### [RAW DATA]
— start —

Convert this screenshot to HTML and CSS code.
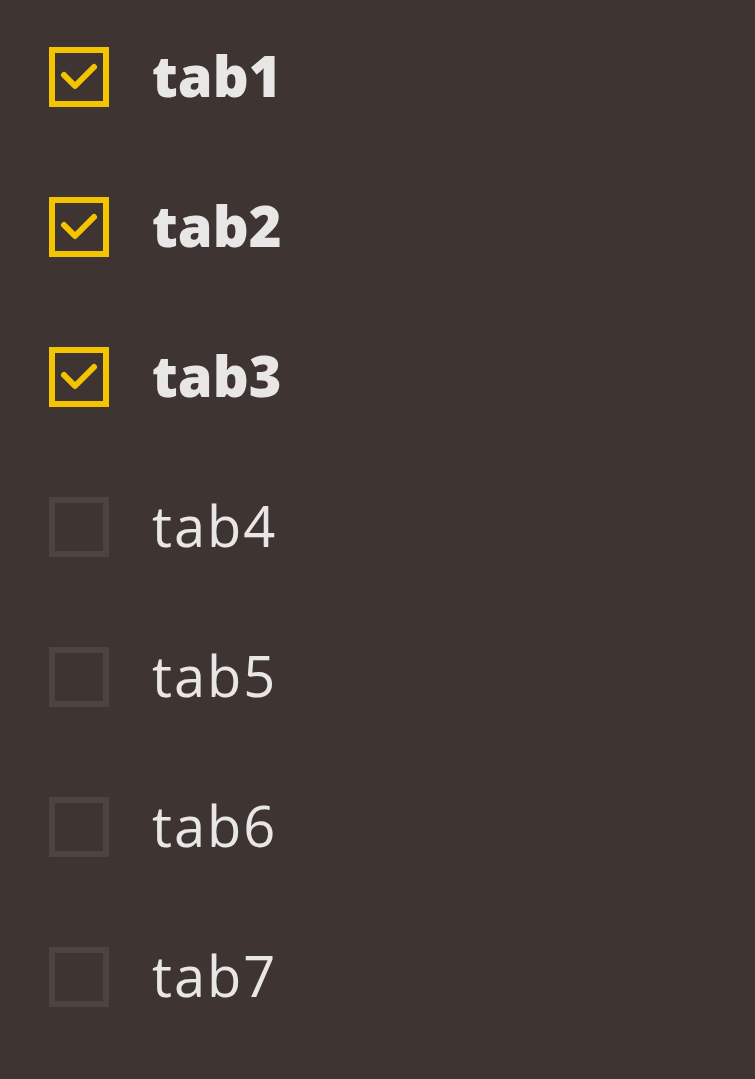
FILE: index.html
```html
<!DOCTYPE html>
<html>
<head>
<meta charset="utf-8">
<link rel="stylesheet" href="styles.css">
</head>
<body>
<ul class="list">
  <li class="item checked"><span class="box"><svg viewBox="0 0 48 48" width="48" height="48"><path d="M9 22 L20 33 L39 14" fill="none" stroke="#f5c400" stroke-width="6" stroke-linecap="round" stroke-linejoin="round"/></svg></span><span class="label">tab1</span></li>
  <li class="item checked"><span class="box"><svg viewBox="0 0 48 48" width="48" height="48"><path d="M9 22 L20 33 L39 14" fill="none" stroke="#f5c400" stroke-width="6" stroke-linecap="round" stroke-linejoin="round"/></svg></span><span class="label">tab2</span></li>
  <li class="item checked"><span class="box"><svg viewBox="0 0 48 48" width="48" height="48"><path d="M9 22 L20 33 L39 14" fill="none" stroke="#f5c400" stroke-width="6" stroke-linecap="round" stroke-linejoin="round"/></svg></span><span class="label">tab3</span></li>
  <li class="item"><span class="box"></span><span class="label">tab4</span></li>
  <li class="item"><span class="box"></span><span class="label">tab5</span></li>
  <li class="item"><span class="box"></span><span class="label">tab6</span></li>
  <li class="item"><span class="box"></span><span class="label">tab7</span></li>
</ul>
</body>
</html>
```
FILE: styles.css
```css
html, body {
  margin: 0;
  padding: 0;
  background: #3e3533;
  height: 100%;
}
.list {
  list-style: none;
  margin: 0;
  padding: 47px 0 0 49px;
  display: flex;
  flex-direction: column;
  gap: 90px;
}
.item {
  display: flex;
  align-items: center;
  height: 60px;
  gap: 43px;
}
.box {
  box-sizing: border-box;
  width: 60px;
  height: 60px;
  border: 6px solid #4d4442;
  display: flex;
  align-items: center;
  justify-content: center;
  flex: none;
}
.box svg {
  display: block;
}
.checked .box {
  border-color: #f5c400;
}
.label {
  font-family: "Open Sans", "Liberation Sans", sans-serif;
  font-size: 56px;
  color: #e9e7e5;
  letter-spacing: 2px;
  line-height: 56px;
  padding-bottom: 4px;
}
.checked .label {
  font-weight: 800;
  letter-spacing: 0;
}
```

— end —

### [GOAL OF THE EXERCISE]
Every line above should be returned word for word, with the pictures left behind.

### [WORKED SOLUTION]
Convert this screenshot to HTML and CSS code.
FILE: index.html
```html
<!DOCTYPE html>
<html>
<head>
<meta charset="utf-8">
<link rel="stylesheet" href="styles.css">
</head>
<body>
<ul class="list">
  <li class="item checked"><span class="box"><svg viewBox="0 0 48 48" width="48" height="48"><path d="M9 22 L20 33 L39 14" fill="none" stroke="#f5c400" stroke-width="6" stroke-linecap="round" stroke-linejoin="round"/></svg></span><span class="label">tab1</span></li>
  <li class="item checked"><span class="box"><svg viewBox="0 0 48 48" width="48" height="48"><path d="M9 22 L20 33 L39 14" fill="none" stroke="#f5c400" stroke-width="6" stroke-linecap="round" stroke-linejoin="round"/></svg></span><span class="label">tab2</span></li>
  <li class="item checked"><span class="box"><svg viewBox="0 0 48 48" width="48" height="48"><path d="M9 22 L20 33 L39 14" fill="none" stroke="#f5c400" stroke-width="6" stroke-linecap="round" stroke-linejoin="round"/></svg></span><span class="label">tab3</span></li>
  <li class="item"><span class="box"></span><span class="label">tab4</span></li>
  <li class="item"><span class="box"></span><span class="label">tab5</span></li>
  <li class="item"><span class="box"></span><span class="label">tab6</span></li>
  <li class="item"><span class="box"></span><span class="label">tab7</span></li>
</ul>
</body>
</html>
```
FILE: styles.css
```css
html, body {
  margin: 0;
  padding: 0;
  background: #3e3533;
  height: 100%;
}
.list {
  list-style: none;
  margin: 0;
  padding: 47px 0 0 49px;
  display: flex;
  flex-direction: column;
  gap: 90px;
}
.item {
  display: flex;
  align-items: center;
  height: 60px;
  gap: 43px;
}
.box {
  box-sizing: border-box;
  width: 60px;
  height: 60px;
  border: 6px solid #4d4442;
  display: flex;
  align-items: center;
  justify-content: center;
  flex: none;
}
.box svg {
  display: block;
}
.checked .box {
  border-color: #f5c400;
}
.label {
  font-family: "Open Sans", "Liberation Sans", sans-serif;
  font-size: 56px;
  color: #e9e7e5;
  letter-spacing: 2px;
  line-height: 56px;
  padding-bottom: 4px;
}
.checked .label {
  font-weight: 800;
  letter-spacing: 0;
}
```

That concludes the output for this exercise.